Goal of the exercise – Extract every line below that contains the word "screenshot".

Saved entries
********************

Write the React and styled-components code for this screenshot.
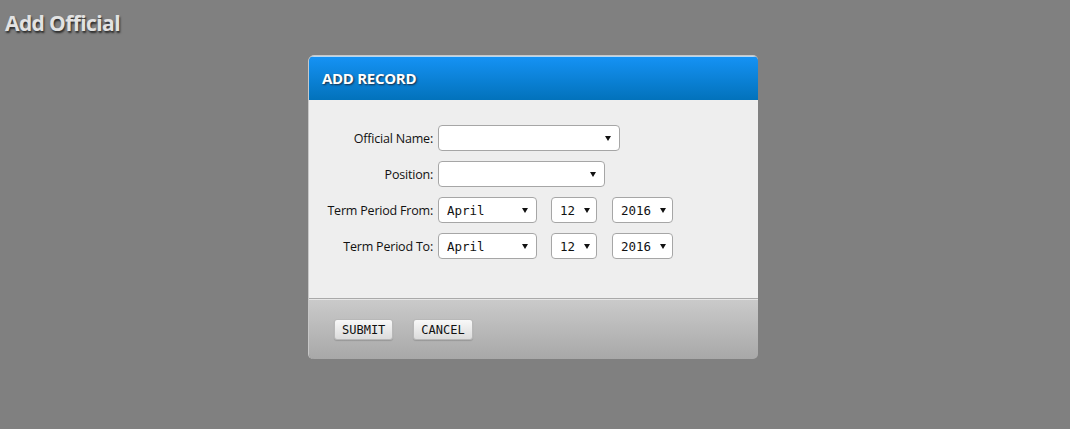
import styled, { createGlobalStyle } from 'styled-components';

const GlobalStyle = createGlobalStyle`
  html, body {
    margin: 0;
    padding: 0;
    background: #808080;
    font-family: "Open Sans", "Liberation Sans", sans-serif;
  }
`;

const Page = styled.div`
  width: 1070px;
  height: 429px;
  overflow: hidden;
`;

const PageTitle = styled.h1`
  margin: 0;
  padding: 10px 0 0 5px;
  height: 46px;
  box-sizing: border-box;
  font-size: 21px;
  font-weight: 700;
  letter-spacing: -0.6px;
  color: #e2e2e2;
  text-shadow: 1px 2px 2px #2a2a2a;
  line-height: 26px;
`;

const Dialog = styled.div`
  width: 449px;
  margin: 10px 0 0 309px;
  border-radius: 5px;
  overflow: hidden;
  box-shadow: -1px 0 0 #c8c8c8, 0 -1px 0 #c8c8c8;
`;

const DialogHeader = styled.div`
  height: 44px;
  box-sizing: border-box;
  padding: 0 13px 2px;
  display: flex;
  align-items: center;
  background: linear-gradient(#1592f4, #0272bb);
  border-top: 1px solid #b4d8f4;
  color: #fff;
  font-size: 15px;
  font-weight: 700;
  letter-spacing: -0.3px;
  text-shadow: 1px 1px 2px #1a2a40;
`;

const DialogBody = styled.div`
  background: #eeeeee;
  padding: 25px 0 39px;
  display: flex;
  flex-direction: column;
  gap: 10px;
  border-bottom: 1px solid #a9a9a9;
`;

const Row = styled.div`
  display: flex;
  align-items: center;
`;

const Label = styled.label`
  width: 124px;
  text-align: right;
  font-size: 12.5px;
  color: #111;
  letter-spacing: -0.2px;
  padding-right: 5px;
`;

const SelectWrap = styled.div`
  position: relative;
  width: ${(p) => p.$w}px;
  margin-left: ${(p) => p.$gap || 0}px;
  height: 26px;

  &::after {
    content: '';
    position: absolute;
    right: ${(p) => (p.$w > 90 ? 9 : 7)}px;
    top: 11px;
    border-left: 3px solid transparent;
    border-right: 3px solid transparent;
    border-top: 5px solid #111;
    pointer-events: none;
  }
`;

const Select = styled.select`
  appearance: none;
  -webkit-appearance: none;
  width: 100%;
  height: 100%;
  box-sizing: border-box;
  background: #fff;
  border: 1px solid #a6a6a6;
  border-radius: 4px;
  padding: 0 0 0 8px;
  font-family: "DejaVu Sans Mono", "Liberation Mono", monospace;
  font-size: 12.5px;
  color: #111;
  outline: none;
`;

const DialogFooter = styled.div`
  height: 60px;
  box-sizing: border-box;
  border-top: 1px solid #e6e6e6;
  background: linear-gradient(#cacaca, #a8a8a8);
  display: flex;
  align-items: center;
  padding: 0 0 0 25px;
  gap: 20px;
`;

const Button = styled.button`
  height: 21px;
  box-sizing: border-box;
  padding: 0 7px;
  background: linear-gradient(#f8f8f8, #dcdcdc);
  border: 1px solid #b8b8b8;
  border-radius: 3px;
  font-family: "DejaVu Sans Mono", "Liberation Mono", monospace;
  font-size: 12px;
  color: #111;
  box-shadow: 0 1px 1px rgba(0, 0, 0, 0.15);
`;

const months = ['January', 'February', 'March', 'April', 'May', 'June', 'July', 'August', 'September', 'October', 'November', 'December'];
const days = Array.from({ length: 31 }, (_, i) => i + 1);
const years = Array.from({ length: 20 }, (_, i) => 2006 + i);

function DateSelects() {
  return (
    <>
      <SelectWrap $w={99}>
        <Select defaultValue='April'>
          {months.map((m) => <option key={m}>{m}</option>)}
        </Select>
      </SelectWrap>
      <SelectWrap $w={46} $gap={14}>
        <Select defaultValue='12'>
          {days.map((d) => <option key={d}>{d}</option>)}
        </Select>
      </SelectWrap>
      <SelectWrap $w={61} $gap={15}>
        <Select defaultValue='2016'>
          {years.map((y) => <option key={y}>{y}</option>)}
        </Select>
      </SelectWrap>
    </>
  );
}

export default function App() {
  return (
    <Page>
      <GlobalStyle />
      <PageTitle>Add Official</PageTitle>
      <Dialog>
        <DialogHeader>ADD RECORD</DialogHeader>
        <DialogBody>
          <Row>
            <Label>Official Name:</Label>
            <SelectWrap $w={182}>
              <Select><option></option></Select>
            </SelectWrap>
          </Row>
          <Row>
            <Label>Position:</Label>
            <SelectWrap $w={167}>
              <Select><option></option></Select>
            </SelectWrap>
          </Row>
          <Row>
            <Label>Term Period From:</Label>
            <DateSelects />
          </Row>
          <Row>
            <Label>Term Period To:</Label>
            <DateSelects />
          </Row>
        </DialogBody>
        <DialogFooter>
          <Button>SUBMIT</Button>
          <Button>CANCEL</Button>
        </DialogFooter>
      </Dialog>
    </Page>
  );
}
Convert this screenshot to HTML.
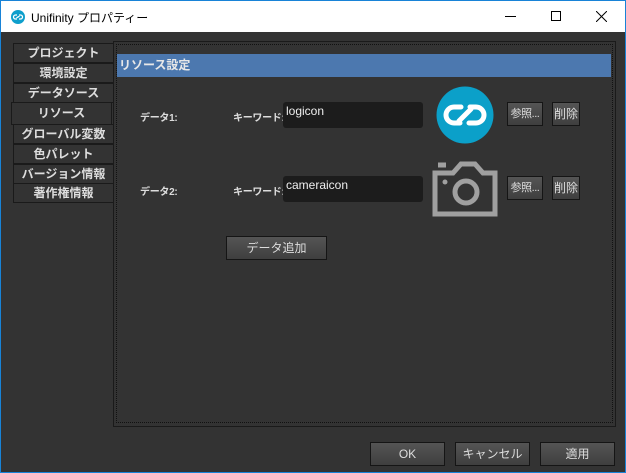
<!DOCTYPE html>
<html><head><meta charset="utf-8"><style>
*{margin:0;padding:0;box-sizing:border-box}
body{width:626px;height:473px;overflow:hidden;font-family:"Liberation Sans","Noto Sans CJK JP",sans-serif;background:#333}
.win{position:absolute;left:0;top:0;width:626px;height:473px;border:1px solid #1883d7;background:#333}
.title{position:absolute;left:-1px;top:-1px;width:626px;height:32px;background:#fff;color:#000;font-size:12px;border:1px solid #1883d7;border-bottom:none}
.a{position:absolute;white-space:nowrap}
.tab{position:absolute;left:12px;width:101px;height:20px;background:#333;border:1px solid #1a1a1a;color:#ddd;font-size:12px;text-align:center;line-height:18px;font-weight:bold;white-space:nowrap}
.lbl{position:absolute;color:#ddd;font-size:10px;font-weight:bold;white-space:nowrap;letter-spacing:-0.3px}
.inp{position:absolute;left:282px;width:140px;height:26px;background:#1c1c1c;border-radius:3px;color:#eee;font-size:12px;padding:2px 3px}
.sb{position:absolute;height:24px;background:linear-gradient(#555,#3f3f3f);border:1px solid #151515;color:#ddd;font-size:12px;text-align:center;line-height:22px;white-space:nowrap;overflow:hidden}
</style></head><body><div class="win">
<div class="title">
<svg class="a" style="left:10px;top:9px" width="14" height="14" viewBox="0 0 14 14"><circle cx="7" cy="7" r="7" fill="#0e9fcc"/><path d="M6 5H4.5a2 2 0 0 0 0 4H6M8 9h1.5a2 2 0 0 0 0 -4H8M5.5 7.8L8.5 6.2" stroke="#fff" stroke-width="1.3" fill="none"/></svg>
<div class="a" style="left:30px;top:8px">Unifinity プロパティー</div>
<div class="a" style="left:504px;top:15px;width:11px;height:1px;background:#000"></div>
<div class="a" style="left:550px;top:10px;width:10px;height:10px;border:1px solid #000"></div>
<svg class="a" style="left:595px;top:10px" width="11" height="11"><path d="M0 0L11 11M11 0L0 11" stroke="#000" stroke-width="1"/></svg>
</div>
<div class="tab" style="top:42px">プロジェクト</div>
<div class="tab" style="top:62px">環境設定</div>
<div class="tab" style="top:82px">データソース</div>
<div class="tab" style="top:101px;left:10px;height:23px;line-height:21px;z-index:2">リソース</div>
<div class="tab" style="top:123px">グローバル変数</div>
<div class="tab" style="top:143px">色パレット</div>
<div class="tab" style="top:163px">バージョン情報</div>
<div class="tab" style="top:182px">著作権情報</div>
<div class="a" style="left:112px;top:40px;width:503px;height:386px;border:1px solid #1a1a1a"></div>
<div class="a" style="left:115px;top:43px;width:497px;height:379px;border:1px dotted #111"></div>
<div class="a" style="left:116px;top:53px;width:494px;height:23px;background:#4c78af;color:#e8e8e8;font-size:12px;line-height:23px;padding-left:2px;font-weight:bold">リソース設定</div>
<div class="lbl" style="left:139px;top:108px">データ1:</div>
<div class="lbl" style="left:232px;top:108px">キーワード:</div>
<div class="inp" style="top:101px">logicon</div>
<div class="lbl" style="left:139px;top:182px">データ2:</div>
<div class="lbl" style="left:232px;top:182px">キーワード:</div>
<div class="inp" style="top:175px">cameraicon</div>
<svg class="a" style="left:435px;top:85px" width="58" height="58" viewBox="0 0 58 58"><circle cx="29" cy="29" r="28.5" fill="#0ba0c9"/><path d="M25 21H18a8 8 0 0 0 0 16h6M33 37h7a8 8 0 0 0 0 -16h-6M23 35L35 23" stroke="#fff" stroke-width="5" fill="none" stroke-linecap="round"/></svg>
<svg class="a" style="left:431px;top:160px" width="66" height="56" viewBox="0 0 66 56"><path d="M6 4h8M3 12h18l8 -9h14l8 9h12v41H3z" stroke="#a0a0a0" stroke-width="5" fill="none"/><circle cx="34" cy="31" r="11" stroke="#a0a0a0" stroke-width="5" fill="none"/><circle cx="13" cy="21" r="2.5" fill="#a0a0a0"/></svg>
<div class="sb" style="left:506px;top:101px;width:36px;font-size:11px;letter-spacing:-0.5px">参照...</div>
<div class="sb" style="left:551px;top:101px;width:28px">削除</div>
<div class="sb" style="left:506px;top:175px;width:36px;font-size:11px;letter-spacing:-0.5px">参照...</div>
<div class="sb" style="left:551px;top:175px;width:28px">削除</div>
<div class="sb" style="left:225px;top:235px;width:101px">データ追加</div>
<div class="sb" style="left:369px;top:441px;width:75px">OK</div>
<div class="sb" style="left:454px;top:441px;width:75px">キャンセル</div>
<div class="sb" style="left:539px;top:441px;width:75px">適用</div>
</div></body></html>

********************

Answer to the problem –
Write the React and styled-components code for this screenshot.
Convert this screenshot to HTML.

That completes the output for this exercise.